Granted, marketers have been calling for this kind of flexibility since the pandemic — some even earlier. What’s different now is the weight retail media carries. It’s no longer a line item for experimentation — it’s central to how companies go to market. And now, in a moment of economic whiplash, retail media is one of the systems they’re leaning on hardest — not just to survive but to seize the opportunity wherever it appears.

“We’re still seeing brands push for more flexibility in their retail media commitments, especially with tariffs and broader economic uncertainty in the mix,” Julie Sechrist, director of brand strategy at Tandemtide, said in an emailed response. “JBPs [Joint Business Plans] are getting a closer look — many of our clients are leaning into more performance-driven, adaptive partnerships that give them room to pivot when the landscape shifts.”

On the ground, that evolving mindset looks like fewer long-term deals, and more short-cycle buying. Budgets are being broken into smaller tranches, and are being released in waves based on real-time sales, supply chain visibility and even tariff headlines. Some advertisers are rewiring their trading deals, entirely replacing rigid commitment with placements that can be dialed up and down at a moment’s notice. Others are tying media spending directly to inventory data, ensuring that if products are delayed — or priced out of reach — the ad dollars don’t follow.

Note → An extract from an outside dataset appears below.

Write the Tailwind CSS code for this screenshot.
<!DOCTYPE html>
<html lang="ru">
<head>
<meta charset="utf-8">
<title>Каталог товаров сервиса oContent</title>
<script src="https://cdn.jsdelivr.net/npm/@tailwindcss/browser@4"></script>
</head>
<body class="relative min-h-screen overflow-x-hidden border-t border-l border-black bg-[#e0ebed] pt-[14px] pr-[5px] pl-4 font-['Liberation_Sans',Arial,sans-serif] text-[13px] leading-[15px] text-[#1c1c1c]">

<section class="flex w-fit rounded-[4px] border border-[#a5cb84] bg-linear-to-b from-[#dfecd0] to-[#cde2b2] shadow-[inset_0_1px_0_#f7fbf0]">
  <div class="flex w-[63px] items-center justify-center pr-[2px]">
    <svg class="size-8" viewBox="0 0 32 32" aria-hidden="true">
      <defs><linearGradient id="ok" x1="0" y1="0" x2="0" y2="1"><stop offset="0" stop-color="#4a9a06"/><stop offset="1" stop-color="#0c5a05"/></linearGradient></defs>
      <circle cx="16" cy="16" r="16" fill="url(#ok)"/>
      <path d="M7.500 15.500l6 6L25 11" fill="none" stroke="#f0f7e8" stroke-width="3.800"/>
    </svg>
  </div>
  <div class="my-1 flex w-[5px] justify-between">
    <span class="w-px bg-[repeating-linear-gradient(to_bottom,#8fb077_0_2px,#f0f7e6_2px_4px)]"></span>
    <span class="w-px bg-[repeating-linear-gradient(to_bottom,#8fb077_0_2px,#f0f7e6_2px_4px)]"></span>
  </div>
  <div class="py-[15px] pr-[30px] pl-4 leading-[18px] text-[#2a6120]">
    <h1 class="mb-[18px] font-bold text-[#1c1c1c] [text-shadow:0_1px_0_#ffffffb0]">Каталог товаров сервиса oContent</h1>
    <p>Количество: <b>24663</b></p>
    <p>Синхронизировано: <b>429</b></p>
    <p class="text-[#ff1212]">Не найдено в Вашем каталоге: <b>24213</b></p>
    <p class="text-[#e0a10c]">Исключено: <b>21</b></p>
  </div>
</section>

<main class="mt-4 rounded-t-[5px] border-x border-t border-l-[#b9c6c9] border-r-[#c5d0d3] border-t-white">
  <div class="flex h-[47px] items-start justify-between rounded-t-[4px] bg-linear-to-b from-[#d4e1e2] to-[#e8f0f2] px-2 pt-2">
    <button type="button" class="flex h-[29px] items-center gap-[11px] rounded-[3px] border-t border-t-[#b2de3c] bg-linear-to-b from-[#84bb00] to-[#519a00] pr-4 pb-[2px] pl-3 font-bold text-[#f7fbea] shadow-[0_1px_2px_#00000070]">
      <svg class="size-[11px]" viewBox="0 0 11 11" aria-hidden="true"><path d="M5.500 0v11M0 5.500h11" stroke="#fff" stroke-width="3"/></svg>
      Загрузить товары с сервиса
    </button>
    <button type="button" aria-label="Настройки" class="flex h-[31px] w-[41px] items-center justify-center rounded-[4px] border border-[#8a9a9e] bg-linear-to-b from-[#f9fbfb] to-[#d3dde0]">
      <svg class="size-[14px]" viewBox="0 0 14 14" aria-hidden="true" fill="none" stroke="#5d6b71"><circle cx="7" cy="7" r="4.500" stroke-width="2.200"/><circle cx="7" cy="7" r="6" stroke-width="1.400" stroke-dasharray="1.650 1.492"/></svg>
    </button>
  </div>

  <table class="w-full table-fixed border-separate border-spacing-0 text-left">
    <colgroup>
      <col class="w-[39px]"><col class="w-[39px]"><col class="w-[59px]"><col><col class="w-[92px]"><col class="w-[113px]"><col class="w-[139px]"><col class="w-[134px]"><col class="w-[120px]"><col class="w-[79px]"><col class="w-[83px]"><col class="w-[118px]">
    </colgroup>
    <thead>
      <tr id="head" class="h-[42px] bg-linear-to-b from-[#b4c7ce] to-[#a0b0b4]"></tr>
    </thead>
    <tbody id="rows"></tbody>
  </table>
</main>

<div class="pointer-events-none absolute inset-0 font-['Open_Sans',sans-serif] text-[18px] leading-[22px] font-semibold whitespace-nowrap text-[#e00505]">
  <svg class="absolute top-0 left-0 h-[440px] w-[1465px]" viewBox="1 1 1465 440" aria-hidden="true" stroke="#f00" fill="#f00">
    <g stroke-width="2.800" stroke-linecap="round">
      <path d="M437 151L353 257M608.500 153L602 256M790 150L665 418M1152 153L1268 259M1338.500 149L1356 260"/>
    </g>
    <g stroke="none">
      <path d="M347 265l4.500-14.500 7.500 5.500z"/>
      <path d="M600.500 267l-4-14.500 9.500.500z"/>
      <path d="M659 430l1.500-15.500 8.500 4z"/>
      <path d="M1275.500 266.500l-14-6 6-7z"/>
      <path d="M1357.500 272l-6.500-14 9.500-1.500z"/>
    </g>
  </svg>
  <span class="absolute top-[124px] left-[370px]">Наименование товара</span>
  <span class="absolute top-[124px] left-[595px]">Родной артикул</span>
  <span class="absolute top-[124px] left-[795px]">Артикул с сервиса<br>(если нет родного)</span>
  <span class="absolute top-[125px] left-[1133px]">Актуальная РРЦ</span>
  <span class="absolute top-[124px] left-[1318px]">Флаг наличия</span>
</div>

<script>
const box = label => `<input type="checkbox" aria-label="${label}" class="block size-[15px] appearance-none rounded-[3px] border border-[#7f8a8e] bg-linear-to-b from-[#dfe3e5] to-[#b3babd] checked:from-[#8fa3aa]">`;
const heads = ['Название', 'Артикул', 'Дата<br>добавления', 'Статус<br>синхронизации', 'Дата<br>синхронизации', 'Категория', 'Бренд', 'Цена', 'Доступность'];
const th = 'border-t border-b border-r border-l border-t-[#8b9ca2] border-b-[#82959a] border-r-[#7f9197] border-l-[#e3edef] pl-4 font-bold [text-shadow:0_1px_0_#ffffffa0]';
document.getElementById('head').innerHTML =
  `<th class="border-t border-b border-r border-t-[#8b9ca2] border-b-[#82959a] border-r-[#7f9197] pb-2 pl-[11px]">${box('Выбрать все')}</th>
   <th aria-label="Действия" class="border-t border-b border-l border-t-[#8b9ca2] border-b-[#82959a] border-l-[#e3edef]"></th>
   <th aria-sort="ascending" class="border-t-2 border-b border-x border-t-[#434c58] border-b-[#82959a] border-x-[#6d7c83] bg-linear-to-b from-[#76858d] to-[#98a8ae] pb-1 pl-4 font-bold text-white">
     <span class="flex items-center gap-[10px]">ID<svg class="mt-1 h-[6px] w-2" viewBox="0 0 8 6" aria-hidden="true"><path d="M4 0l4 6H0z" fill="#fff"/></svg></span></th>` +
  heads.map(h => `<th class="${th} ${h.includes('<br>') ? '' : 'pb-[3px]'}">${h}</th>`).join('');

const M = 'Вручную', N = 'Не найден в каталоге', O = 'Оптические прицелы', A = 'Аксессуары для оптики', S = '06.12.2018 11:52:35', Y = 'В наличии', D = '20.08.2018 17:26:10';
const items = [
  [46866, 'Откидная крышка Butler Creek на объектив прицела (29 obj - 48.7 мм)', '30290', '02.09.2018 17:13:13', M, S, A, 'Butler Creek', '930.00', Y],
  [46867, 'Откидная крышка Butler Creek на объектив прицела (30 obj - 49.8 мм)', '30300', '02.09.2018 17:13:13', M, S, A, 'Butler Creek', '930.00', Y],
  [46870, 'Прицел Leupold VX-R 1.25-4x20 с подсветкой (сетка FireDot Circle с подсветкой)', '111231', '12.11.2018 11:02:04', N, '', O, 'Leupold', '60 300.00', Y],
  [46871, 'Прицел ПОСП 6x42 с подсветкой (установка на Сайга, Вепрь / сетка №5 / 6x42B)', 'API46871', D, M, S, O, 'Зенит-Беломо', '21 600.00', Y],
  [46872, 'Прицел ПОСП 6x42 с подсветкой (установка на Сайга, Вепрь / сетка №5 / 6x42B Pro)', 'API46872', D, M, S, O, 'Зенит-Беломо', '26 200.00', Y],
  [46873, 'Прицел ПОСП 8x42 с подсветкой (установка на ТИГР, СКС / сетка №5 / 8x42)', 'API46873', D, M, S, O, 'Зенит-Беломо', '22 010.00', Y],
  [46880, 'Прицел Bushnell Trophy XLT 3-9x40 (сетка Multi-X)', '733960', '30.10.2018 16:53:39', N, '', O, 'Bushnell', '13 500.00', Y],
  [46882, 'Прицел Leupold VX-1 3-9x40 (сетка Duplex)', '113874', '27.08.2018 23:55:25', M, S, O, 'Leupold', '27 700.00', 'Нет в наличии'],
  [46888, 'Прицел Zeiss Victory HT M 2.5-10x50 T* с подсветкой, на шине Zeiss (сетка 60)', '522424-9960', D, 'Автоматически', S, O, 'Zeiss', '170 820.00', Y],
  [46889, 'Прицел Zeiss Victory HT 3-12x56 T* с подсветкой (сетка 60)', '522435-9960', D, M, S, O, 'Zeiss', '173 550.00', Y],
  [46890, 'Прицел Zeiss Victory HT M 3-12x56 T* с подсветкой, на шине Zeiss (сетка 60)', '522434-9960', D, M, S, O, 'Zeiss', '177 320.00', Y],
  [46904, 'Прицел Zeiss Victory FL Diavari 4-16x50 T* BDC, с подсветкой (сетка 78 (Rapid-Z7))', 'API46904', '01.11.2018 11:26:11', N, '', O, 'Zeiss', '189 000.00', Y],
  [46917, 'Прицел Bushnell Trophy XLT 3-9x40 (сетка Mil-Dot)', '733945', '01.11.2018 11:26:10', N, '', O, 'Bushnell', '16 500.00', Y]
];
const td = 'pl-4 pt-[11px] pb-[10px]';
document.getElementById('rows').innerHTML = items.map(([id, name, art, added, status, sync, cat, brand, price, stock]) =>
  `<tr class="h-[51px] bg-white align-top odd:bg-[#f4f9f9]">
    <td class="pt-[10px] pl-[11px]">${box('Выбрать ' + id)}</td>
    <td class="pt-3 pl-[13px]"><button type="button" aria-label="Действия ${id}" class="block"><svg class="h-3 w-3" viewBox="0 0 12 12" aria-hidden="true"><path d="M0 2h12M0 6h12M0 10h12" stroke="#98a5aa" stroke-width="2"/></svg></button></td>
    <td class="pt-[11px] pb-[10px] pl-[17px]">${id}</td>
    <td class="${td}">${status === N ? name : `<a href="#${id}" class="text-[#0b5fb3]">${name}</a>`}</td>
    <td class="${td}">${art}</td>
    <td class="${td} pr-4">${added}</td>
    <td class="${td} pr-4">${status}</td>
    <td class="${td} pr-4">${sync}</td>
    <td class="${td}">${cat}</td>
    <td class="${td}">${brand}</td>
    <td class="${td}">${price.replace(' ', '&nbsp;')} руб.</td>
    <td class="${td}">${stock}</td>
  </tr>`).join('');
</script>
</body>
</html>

“Retail media has been headed toward this point for a while and what we’re seeing over the last week is the latest example of how the marketplace is having to change when something unexpected happens,” said Erich Parker, svp of integrated media at shopper marketing agency Blue Chip.

These tactics are quickly becoming the foundation of marketer-retailer negotiation. It’s still early days, to be clear, but they’re already moving beyond where money is going to focus on how quickly it can move. And for that kind of agility, precision is key. Marketers will need to know not just what’s moving, but also what’s profitable. That level of granularity will separate those who can move with the moment from those who get left behind.

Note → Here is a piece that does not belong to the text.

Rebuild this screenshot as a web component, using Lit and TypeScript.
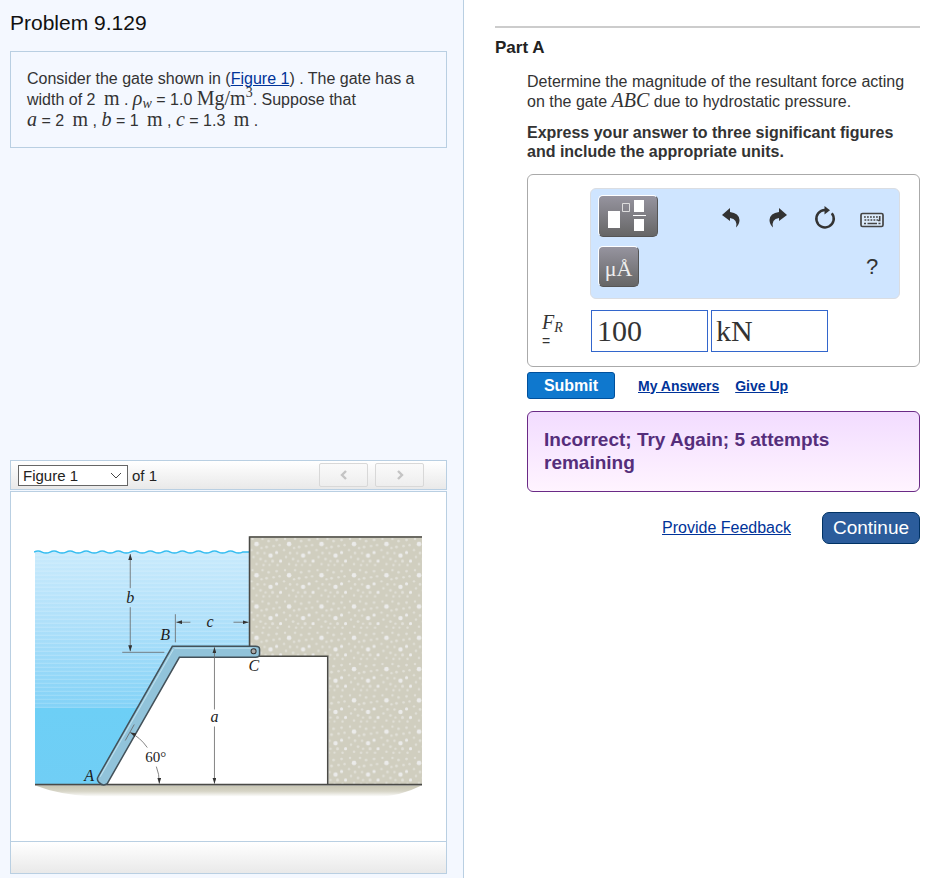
import { LitElement, html, css, svg } from "lit";
import { customElement } from "lit/decorators.js";

const speckles: [number, number, number][] = [
  [7, 8, 2.3], [21, 19.5, 2.2], [27, 16.5, 1.6], [23, 25, 1.5], [31, 25, 1.6], [15, 17, 1.2], [3, 3, 1.2],
  [13, 3, 1.2], [19, 5, 1.3], [27, 4, 1.4], [30, 9, 1.2], [24, 10, 1.3], [17, 11, 1.4], [12, 12, 1.2],
  [2, 14, 1.2], [8, 17, 1.3], [4, 21, 1.2], [11, 23, 1.4], [16, 25, 1.2], [7, 28, 1.2], [14, 29, 1.2],
  [20, 29, 1.1], [28, 29, 1.2],
];

@customElement("gate-figure")
export class GateFigure extends LitElement {
  static styles = css`
    :host { display: block; }
    svg { display: block; width: 100%; height: auto; }
    text { font-family: "Liberation Serif", serif; font-size: 16px; fill: #1c1c1c; stroke: none; }
    .i { font-style: italic; }
    .deg { font-size: 15px; }
  `;
  render() {
    const wave = "M0 22" + Array.from({ length: 13 }, () => "q4 -2 8 0t8 0").join("") + "L215 22";
    return html`<svg viewBox="0 0 388 270" role="img" aria-label="Gate ABC holding back water">
      <defs>
        <linearGradient id="water" x1="0" y1="0" x2="0" y2="1">
          <stop offset="0" stop-color="#c9eafc" /><stop offset="0.3" stop-color="#afe0fa" />
          <stop offset="0.67" stop-color="#83d2f7" /><stop offset="0.67" stop-color="#6dcff6" />
          <stop offset="1" stop-color="#70cef5" />
        </linearGradient>
        <linearGradient id="ground" x1="0" y1="0" x2="0" y2="1">
          <stop offset="0" stop-color="#c8c6b4" /><stop offset="0.5" stop-color="#d6d4c6" /><stop offset="1" stop-color="#fff" />
        </linearGradient>
        <pattern id="bands" width="10" height="4" patternUnits="userSpaceOnUse">
          <path d="M0 1H10" stroke="#fff" stroke-opacity="0.2" />
        </pattern>
        <pattern id="stone" x="215" y="6" width="32.4" height="31.2" patternUnits="userSpaceOnUse">
          <rect width="33" height="32" fill="#d0cebf" />
          ${speckles.map(([x, y, r]) => svg`<circle cx=${x} cy=${y} r=${r} fill=${r > 1.5 ? "#ebebea" : "#e1e0d8"} />`)}
        </pattern>
        <marker id="arrow" viewBox="0 0 6 4" markerWidth="6" markerHeight="4" refX="6" refY="2" orient="auto-start-reverse" markerUnits="userSpaceOnUse">
          <path d="M0 0L6 2L0 4Z" fill="#333" />
        </marker>
      </defs>
      <path d="M2 255H386Q366 265 344 266H60Q25 264 2 255Z" fill="url(#ground)" />
      <path d="M1 22H215V117H140L64 254H1Z" fill="url(#water)" />
      <path d="M1 22H215V117H140L100 179H1Z" fill="url(#bands)" />
      <path d=${wave} fill="none" stroke="#35bdf0" stroke-width="1.5" />
      <path d="M215 6H387V254H294V126H215Z" fill="url(#stone)" />
      <path d="M387 7H215V117M224 126H293V254M1 254H387" fill="none" stroke="#4a4a46" stroke-width="1.6" />
      <path d="M138 116H221Q225 116 225 119V124Q225 127 221 127H145L73 253Q69 256 65 252Q62 249 64 246Z" fill="#91c3da" stroke="#435159" stroke-width="1.5" />
      <path d="M140 118H219M139 119L66 246" stroke="#bde0ee" stroke-width="1" />
      <circle cx="219" cy="121" r="2.5" fill="#aaa" stroke="#333" />
      <g stroke="#666" stroke-width="0.8" fill="none">
        <path d="M96 58V24" marker-end="url(#arrow)" /><path d="M96 77V121" marker-end="url(#arrow)" />
        <path d="M88 122H130M141 84V112" />
        <path d="M156 92H142" marker-end="url(#arrow)" /><path d="M199 92H214" marker-end="url(#arrow)" />
        <path d="M180 179V117" marker-end="url(#arrow)" /><path d="M180 196V253" marker-end="url(#arrow)" />
        <path d="M100 194L91 210" />
        <path d="M113 217Q106 207 96 202" marker-end="url(#arrow)" /><path d="M122 236Q125 243 125 253" marker-end="url(#arrow)" />
      </g>
      <text class="i" x="92" y="73">b</text><text class="i" x="172" y="97">c</text>
      <text class="i" x="126" y="110">B</text><text class="i" x="214" y="141">C</text>
      <text class="i" x="176" y="192">a</text><text class="i" x="50" y="250">A</text>
      <text class="deg" x="111" y="231">60°</text>
    </svg>`;
  }
}

@customElement("app-root")
export class AppRoot extends LitElement {
  static styles = css`
    :host { display: block; font-family: "Liberation Sans", Arial, sans-serif; font-size: 16px; color: #333; }
    * { box-sizing: border-box; }
    a { color: #039; }
    p, h1, h2 { margin: 0; font-weight: 400; }
    .page { display: grid; grid-template-columns: minmax(0, 464fr) minmax(0, 476fr); min-height: 100vh; background: #fff; }
    .left { display: flex; flex-direction: column; padding: 8px 16px 4px 10px; background: #f4f8ff; border-right: 1px solid #b9cfe2; }
    h1 { font-size: 21px; line-height: 29px; color: #111; }
    .statement { margin-top: 14px; padding: 16px; min-height: 97px; border: 1px solid #b9cfe2; line-height: 21px; }
    .m { font-family: "Liberation Serif", serif; font-size: 20px; line-height: 16px; }
    .v { font-family: "Liberation Serif", serif; font-size: 20px; line-height: 16px; font-style: italic; }
    .u { margin-left: 4px; }
    .m sup, .v sub { font-size: 14px; line-height: 0; }
    .v sub { vertical-align: -3px; }
    .nw { white-space: nowrap; }
    .figure { margin-top: auto; }
    .bar { display: flex; align-items: center; height: 30px; padding: 0 22px 0 7px; border: 1px solid #b9cfe2; background: linear-gradient(#fff, #e9e9e9); }
    .pick { position: relative; display: flex; margin-right: 4px; }
    select { appearance: none; width: 110px; height: 21px; padding: 0 4px; border: 1px solid #666; border-radius: 0; background: #fff; font: 15px "Liberation Sans", sans-serif; color: #222; }
    .pick svg { position: absolute; right: 5px; top: 5px; pointer-events: none; }
    .of { font-size: 15px; color: #222; flex: 1; }
    .nav { display: grid; place-items: center; width: 49px; height: 24px; padding: 0; margin-left: 7px; border: 1px solid #d8d8d8; border-radius: 2px; background: linear-gradient(#fafafa, #eee); }
    .canvas { margin-top: 1px; padding: 38px 23px 40px; border: 1px solid #b9cfe2; background: #fff; }
    .foot { height: 33px; margin-top: -1px; border: 1px solid #b9cfe2; background: linear-gradient(#fff, #e9e9e9); }
    .right { padding: 26px 20px 20px 31px; }
    .rule { border: 0; height: 2px; margin: 0; background: #ccc; }
    h2 { margin-top: 10px; font-size: 17px; line-height: 20px; font-weight: 700; color: #222; }
    .body { margin-left: 32px; }
    .ask { margin-top: 14px; line-height: 20px; }
    .note { margin-top: 11px; line-height: 19px; font-weight: 700; }
    .answer { margin-top: 13px; padding: 13px 19px 14px 13px; border: 1px solid #aaa; border-radius: 6px; }
    .tools { display: flex; justify-content: space-between; margin-left: 49px; height: 111px; padding: 6px 11px 0 7px; border: 1px solid #dadde2; border-radius: 6px; background: #cfe5ff; }
    button { cursor: pointer; font-family: inherit; }
    .pads { display: flex; flex-direction: column; align-items: flex-start; gap: 9px; }
    .pad { display: grid; place-items: center; width: 60px; height: 42px; padding: 0; border: 1px solid #fff; border-right-color: #555; border-bottom-color: #555; border-radius: 5px; background: linear-gradient(#96949f, #666); }
    .pad.small { width: 41px; height: 41px; padding-top: 4px; color: #eee; font: 22px "Liberation Serif", serif; }
    .acts { display: grid; grid-template-columns: repeat(4, 32px); column-gap: 15px; grid-template-rows: 46px 52px; place-items: center; }
    .acts button { display: grid; place-items: center; width: 32px; height: 30px; padding: 0; border: 0; background: none; }
    .acts .keys { padding-top: 4px; }
    .acts .help { grid-column: 4; font-size: 22px; color: #333; }
    .entry { display: flex; gap: 3px; margin-top: 11px; }
    .lab { width: 47px; padding-left: 1px; }
    .lab .v { display: block; line-height: 24px; }
    .eq { display: block; font-size: 14px; line-height: 14px; }
    .entry input { width: 117px; height: 42px; padding: 0 5px; border: 1px solid #36c; border-radius: 0; font: 30px "Liberation Serif", serif; color: #333; }
    .entry .unit { padding: 0 4px; }
    .row { display: flex; align-items: center; margin-top: 5px; font-size: 14px; font-weight: 700; }
    .submit { width: 88px; height: 27px; margin-right: 23px; padding: 0; border: 1px solid #00509c; border-radius: 3px; background: #0f78ce; color: #fff; font-size: 16px; font-weight: 700; }
    .row a { margin-right: 16px; }
    .alert { margin-top: 12px; padding: 16px; min-height: 81px; border: 1px solid #6a2a86; border-radius: 6px; background: linear-gradient(#f2dcff, #fff4ff); font-size: 19px; line-height: 23px; font-weight: 700; color: #552e7b; }
    .end { display: flex; justify-content: flex-end; align-items: center; gap: 31px; margin-top: 20px; }
    .go { width: 98px; height: 32px; padding: 0; border: 1px solid #003264; border-radius: 7px; background: #2b5c9b; color: #fff; font-size: 19px; }
  `;
  render() {
    return html`<div class="page">
      <section class="left">
        <h1>Problem 9.129</h1>
        <p class="statement">Consider the gate shown in (<a href="#figure">Figure 1</a>) . The gate has a width of <span class="nw">2 <span class="m u">m</span> .</span> <span class="nw"><span class="v">ρ<sub>w</sub></span> = 1.0</span> <span class="m">Mg/m<sup>3</sup></span>. Suppose that <span class="nw"><span class="v">a</span> = 2 <span class="m u">m</span> ,</span> <span class="nw"><span class="v">b</span> = 1 <span class="m u">m</span> ,</span> <span class="nw"><span class="v">c</span> = 1.3 <span class="m u">m</span> .</span></p>
        <div class="figure" id="figure">
          <div class="bar">
            <span class="pick"><select aria-label="Figure"><option>Figure 1</option></select>
              <svg width="14" height="12" viewBox="0 0 14 12"><path d="M2 3L7 8L12 3" fill="none" stroke="#444" /></svg></span>
            <span class="of">of 1</span>
            <button class="nav" aria-label="Previous figure"><svg width="10" height="12" viewBox="0 0 10 12"><path d="M7 2L3 6L7 10" fill="none" stroke="#c4c4c4" stroke-width="2.4" /></svg></button>
            <button class="nav" aria-label="Next figure"><svg width="10" height="12" viewBox="0 0 10 12"><path d="M3 2L7 6L3 10" fill="none" stroke="#c4c4c4" stroke-width="2.4" /></svg></button>
          </div>
          <div class="canvas"><gate-figure></gate-figure></div>
          <div class="foot"></div>
        </div>
      </section>
      <main class="right">
        <hr class="rule" />
        <h2>Part A</h2>
        <div class="body">
          <p class="ask">Determine the magnitude of the resultant force acting on the gate <span class="v">ABC</span> due to hydrostatic pressure.</p>
          <p class="note">Express your answer to three significant figures and include the appropriate units.</p>
          <div class="answer">
            <div class="tools">
              <div class="pads">
                <button class="pad" aria-label="Templates"><svg width="42" height="34" viewBox="0 0 42 34"><path d="M1 12H13V29H1Z" fill="#fff" /><path d="M15.500 4.500H22.500V12.500H15.500Z" fill="none" stroke="#ddd" /><path d="M27 1H37V13H27ZM26 16H39V17H26ZM27 20H37V32H27Z" fill="#fff" /></svg></button>
                <button class="pad small" aria-label="Units">μÅ</button>
              </div>
              <div class="acts">
                <button aria-label="Undo"><svg width="18" height="20" viewBox="0 0 18 20"><path d="M0 7L8 0V4Q17 5 17.500 12Q17.500 16 14 19.500Q16 11 8 10V13Z" fill="#333" /></svg></button>
                <button aria-label="Redo"><svg width="18" height="20" viewBox="0 0 18 20"><path d="M18 7L10 0V4Q1 5 .5 12Q.5 16 4 19.500Q2 11 10 10V13Z" fill="#333" /></svg></button>
                <button aria-label="Reset"><svg width="22" height="24" viewBox="0 0 22 24"><path d="M17.800 7.200A8.700 8.700 0 1 1 11 4" fill="none" stroke="#333" stroke-width="2.500" /><path d="M10.500 0L16 4.200L10.500 8.500Z" fill="#333" /></svg></button>
                <button class="keys" aria-label="Keyboard"><svg width="24" height="16" viewBox="0 0 24 16"><rect x="1" y="1.500" width="22" height="13" rx="1.500" fill="#dcebfb" stroke="#444" stroke-width="1.700" /><path d="M4 5H18M4.500 8H18" stroke="#444" stroke-width="1.700" stroke-dasharray="1.800 1.200" /><path d="M19.700 4V8.500H18M4 11.500H6M7.500 11.500H17M18.500 11.500H20.500" fill="none" stroke="#444" stroke-width="1.600" /></svg></button>
                <button class="help" aria-label="Help">?</button>
              </div>
            </div>
            <div class="entry">
              <label class="lab" for="value"><span class="v">F<sub>R</sub></span><span class="eq">=</span></label>
              <input id="value" value="100" /><input class="unit" aria-label="Units" value="kN" />
            </div>
          </div>
          <div class="row"><button class="submit">Submit</button><a href="#answers">My Answers</a><a href="#giveup">Give Up</a></div>
          <div class="alert" role="status">Incorrect; Try Again; 5 attempts remaining</div>
          <div class="end"><a href="#feedback">Provide Feedback</a><button class="go">Continue</button></div>
        </div>
      </main>
    </div>`;
  }
}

“Brands are focused on production and supply chain considerations right now,” said Dan Eisenberg, CMO at Blue Chip. “No one can answer the marketing and media implications yet.”

But what they do know is that top-line performance alone isn’t enough anymore. The pressure now is to isolate impact — to find the signal in the noise and connect ad dollars to actual business outcomes. That rigor sharpens when uncertainty sets in. When budgets tighten, marketers don’t just pause, they interrogate. Which is why incrementality has gone from a nice-to-have to a must-prove.

“Measuring the impact of retail media on each retailer and against their total business is an industry-wide challenge right now that all brands are trying to solve,” Digitas’ head of retail media Christa Klausner said in an email. “Clients are leaning on their agency partners, like Digitas, to standardize and normalize their measurement metrics to truly understand what is driving incremental sales.”

And inevitably, this will concentrate spending. Dollars will consolidate into fewer, but more proven, retail media platforms — the ones marketers trust to deliver when it matters most. Not only reach but return. Not just presence but precision.

“There’s going to be desire for many businesses to go further down the funnel and focus on ROAS but that can be manipulated relatively easily, whether its cutting ad spend or remarketing to people who’ve already looked at their stuff,” said Patrick Petriello, director of retail marketplace strategy at Acadia. “Really, all they’ve actually done is shrunk the brand because they haven’t actually reached a single new shopper.”

In a market that changes overnight, incrementality may be one of the few metrics that still matters.

“Ultimately, brands are prioritizing marketplaces that are delivering growth. If they see traction with emerging platforms, they’ll invest more,” said Julie Spear, partner and head of retail marketplace services at Acadia. “But if growth stalls, they’re quick to reallocate budgets to proven players like Amazon and Walmart. It’s a performance-driven approach, with growing attention on where retail media can extend beyond the platform.”